In early March, cases were mounting, but schools remained in session, and the NBA had not canceled games. Some patients began reacting to the underlying current of now omnipresent fear. One manic patient was found in the stockroom of a grocery store, drinking directly from a bottle of wine after trying to purchase every loaf of bread. We found another in the CPEP bathroom, stuffing toilet paper into his baggy scrub pants. A patient leaned against the single Purell dispenser adhered to the wall, and staff found that he was trying to push the handle to dispense the Purell into an empty cup hidden beneath his shirt.
Yet many patients remained unaffected by the impending crisis. One mother brought her child in for school refusal.

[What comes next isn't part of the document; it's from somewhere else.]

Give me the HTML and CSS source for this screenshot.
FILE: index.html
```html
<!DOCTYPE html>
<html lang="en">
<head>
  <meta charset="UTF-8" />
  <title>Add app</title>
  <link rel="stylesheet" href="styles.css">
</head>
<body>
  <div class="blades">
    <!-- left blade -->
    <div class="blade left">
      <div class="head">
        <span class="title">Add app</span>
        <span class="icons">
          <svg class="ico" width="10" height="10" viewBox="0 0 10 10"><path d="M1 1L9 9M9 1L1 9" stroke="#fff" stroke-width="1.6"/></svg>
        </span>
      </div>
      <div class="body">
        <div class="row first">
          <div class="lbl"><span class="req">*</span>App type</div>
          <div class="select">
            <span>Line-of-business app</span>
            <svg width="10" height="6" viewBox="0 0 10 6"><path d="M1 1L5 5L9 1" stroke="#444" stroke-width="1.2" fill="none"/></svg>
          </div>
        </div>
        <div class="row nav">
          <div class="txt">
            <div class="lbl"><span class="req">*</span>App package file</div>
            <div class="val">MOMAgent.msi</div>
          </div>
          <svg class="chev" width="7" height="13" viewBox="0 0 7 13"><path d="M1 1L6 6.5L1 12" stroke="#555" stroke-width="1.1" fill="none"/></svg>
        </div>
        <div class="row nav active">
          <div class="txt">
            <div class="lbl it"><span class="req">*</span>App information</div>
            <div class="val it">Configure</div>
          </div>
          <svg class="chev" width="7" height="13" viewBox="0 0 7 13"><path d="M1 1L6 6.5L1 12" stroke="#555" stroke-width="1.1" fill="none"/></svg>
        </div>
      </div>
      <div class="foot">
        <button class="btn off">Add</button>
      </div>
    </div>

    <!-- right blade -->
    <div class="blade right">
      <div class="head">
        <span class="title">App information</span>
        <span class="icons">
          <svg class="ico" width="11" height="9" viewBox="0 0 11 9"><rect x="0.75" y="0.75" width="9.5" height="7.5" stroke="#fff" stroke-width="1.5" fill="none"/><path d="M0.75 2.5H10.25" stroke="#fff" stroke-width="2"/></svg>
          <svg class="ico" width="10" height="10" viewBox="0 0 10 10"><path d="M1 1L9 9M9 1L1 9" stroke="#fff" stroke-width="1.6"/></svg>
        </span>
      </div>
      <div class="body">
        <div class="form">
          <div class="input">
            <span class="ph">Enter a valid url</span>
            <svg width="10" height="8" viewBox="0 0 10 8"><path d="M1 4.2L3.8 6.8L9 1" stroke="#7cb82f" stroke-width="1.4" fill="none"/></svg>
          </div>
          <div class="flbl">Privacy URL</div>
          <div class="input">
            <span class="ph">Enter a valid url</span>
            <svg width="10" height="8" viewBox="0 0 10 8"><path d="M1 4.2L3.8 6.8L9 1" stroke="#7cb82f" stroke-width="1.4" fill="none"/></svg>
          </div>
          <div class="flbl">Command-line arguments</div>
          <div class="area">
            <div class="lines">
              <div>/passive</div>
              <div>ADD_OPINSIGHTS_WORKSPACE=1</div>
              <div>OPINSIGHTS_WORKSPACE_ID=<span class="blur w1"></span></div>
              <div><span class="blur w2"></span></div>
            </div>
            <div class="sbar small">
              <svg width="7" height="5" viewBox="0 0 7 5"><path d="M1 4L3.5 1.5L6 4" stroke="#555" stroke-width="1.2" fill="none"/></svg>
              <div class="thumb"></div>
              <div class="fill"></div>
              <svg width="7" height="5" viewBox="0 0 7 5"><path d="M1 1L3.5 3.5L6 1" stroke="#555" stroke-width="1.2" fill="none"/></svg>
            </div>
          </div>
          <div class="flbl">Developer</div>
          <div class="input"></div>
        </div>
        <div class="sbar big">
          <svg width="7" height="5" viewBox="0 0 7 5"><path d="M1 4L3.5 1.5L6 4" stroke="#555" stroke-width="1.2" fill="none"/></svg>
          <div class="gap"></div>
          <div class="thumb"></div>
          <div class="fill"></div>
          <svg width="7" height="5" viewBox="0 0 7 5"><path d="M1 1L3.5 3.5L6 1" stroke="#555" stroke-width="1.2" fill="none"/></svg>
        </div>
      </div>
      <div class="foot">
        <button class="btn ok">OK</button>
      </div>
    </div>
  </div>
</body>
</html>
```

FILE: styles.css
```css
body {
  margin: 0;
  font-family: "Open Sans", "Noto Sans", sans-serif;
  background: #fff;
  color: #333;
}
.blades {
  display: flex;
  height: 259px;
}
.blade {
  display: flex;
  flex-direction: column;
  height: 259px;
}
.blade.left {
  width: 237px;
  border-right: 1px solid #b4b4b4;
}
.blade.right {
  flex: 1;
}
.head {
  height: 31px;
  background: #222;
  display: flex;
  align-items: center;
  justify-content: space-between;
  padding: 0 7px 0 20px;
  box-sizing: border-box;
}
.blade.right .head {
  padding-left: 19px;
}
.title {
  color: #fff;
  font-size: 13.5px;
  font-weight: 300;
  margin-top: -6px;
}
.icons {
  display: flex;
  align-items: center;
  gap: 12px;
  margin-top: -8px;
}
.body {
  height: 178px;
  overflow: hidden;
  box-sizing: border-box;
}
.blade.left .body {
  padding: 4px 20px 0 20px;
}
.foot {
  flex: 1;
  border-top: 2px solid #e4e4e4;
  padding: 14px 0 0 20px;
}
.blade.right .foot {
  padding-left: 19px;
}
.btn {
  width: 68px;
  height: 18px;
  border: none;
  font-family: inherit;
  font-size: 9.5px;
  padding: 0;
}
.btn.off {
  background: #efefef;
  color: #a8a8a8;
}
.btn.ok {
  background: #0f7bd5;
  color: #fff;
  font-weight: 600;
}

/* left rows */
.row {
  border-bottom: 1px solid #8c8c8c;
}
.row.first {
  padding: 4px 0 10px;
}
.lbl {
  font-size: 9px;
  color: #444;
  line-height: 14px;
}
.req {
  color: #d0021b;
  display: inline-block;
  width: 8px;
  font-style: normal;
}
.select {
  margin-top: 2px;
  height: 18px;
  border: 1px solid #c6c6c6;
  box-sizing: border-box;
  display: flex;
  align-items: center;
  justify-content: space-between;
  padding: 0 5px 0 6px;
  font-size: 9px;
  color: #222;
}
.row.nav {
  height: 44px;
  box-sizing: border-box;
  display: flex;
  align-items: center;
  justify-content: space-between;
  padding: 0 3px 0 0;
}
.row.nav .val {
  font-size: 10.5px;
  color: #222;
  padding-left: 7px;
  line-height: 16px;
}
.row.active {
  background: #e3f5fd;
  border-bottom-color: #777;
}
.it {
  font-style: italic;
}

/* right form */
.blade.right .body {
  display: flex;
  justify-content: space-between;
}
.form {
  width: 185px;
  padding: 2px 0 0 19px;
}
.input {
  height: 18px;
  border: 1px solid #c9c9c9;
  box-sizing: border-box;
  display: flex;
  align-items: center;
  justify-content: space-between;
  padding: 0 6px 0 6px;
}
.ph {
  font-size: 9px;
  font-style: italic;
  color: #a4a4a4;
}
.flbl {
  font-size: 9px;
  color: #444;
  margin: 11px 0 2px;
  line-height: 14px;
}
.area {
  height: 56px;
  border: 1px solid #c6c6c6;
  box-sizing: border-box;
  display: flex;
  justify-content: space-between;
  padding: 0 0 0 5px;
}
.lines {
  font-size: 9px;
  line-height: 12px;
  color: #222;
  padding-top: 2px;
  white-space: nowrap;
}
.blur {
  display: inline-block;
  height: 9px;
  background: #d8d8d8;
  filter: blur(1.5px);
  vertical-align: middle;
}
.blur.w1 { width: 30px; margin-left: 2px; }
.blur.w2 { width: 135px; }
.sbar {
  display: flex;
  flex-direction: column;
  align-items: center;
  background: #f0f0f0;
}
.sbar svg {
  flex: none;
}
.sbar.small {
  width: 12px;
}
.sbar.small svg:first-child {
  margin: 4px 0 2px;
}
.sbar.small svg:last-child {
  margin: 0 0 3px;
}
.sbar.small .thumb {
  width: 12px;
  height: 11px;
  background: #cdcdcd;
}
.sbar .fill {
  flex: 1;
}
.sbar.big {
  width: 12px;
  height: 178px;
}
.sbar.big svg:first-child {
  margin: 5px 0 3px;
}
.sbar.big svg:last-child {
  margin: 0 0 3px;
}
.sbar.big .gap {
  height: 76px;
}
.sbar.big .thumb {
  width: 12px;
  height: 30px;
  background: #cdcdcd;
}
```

We spoke through face masks, which were recommended but not yet required. “Do you think your child is afraid of the virus, and that’s why he won’t go to school?” I asked.

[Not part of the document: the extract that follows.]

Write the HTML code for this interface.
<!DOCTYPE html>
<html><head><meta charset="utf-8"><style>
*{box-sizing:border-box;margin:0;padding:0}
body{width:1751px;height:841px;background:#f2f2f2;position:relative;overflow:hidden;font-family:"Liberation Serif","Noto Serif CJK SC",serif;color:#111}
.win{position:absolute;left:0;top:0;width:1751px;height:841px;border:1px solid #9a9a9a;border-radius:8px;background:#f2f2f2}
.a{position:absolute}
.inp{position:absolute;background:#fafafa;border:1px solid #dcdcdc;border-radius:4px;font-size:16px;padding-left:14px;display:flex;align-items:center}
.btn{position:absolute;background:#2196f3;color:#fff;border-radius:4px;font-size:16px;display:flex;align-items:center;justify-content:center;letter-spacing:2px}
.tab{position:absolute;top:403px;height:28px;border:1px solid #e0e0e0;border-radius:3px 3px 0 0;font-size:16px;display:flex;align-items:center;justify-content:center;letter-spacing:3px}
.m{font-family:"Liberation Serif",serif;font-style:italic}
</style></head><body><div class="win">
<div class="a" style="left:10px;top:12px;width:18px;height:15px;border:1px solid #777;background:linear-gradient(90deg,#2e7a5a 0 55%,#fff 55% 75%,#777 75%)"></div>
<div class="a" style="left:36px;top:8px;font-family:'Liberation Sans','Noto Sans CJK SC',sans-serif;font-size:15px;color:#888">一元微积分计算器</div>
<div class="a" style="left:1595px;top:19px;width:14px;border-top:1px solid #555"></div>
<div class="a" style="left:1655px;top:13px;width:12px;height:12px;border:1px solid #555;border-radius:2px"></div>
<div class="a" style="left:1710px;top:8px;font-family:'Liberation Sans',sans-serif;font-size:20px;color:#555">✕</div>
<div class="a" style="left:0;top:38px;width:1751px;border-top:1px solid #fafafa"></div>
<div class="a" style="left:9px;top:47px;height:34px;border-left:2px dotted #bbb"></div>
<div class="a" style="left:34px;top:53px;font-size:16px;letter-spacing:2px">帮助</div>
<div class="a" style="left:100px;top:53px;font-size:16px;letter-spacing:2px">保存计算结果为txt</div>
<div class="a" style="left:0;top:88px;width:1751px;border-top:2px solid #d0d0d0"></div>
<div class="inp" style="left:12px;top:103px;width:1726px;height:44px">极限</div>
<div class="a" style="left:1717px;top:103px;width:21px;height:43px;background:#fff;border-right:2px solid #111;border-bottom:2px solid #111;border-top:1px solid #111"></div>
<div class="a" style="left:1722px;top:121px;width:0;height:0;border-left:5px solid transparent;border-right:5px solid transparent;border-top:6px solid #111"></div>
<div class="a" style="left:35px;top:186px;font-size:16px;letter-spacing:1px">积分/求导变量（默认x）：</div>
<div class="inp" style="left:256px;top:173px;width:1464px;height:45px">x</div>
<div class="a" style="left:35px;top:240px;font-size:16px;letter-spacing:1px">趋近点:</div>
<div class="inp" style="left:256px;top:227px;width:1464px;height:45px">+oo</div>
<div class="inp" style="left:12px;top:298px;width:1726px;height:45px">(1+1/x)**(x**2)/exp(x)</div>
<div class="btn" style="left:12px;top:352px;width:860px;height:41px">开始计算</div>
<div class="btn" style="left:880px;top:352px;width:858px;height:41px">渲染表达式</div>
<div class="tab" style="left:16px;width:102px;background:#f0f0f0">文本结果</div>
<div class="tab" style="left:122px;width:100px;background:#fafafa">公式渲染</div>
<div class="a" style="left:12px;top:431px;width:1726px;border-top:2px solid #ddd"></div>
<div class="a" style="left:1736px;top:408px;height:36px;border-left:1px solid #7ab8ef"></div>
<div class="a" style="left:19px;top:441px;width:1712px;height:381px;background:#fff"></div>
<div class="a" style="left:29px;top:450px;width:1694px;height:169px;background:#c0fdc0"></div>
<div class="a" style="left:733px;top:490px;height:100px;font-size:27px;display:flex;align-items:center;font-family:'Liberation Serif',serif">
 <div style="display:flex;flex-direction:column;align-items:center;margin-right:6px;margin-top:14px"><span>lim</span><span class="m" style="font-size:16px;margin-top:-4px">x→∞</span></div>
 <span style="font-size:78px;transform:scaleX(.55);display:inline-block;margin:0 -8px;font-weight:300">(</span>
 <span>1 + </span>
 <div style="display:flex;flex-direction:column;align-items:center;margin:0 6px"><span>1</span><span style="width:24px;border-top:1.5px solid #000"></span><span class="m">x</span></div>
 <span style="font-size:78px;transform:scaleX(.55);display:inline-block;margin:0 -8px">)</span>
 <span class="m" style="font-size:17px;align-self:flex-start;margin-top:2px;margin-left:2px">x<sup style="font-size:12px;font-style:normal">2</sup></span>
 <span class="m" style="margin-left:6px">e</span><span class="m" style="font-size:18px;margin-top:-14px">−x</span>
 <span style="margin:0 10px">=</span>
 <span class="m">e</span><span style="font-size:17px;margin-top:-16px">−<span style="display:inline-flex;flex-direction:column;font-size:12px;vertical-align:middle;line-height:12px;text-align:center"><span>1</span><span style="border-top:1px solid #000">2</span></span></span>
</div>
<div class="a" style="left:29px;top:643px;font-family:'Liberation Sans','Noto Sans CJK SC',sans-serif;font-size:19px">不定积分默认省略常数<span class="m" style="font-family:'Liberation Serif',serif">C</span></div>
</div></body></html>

She shrugged offhandedly. “No, not at all. We don’t care about that stuff. We’re not really … virus type of people.”
It was mid-March, and neither of us knew that we were all about to become virus types of people.
Schools closed. South by Southwest and the NBA were canceled. The hospital stopped allowing visitation. A chronically psychotic but very stable patient came into CPEP for the first time in his life and said he wanted to overdose.
“Why now?” I asked him.
“Because for the first time, I don’t have anywhere to go, and I don’t know what I’m living for,” he told me. He was accustomed to homelessness, not total isolation.
The next day a man with longstanding schizophrenia, stable for 25 years on a long-acting injectable antipsychotic medication, was brought in by police after being found standing in the middle of the street. He wouldn’t speak to me; he just kept repeating, “They’re watching. They’re listening. They’re waiting.”
He didn’t say who.
The next week took us into the last week of March. Patients began to come in after domestic disputes related to their cleanliness or lack thereof. Unemployed people began to flood the CPEP, brought in after making suicidal statements about the hopelessness of their financial situation. “There’s nothing you can do for me,” one man told me, with his head in his hands. “Whatever you do won’t help me feed my family.”
A woman with cancer was brought in after her oncologist called her to tell her that her chemo would be delayed. She had replied, “OK, I’ll just drop dead right now. No point fighting anymore.”
When she saw me, she said bitterly, “So they don’t mind taking me to the hospital. Just not the part of the hospital I need.”
A grocery store employee who had collapsed at the register told me that she had been called a racial slur after informing a customer that they were out of toilet paper.
The last few days of March led to an influx of chronically ill patients from desperately understaffed group homes. None of these patients understood the sudden change in their strict routines, and the confusion led to violent reactions.
April brought more domestic disputes, more overdose, and more grief, as many began to feel the effects of the virus close to home. There was little to tell these patients as there seemed to be no end in sight. I had no calming words that could alleviate the fears that were alive in all of us.
May has brought new hope. Better weather heralds brighter moods, and social distancing has been effective. We are proud of COVID-19 numbers that, through no small effort, have decreased to pre-surge levels. Patients now look anxiously towards a future they hope will include friendship and joy.
I am hopeful too. I hope that we are vigilant enough to maintain these changes, and if we are, then I hope the worst is behind us. I hope that as a sense of normalcy returns, the close memory of the horror behind follows to temper our expectations. I believe that mental health will be at the forefront of the next stage. To that end, our CPEP is ready as always to weather the storm, whatever it brings.
Ruchi Vikas is a psychiatry resident.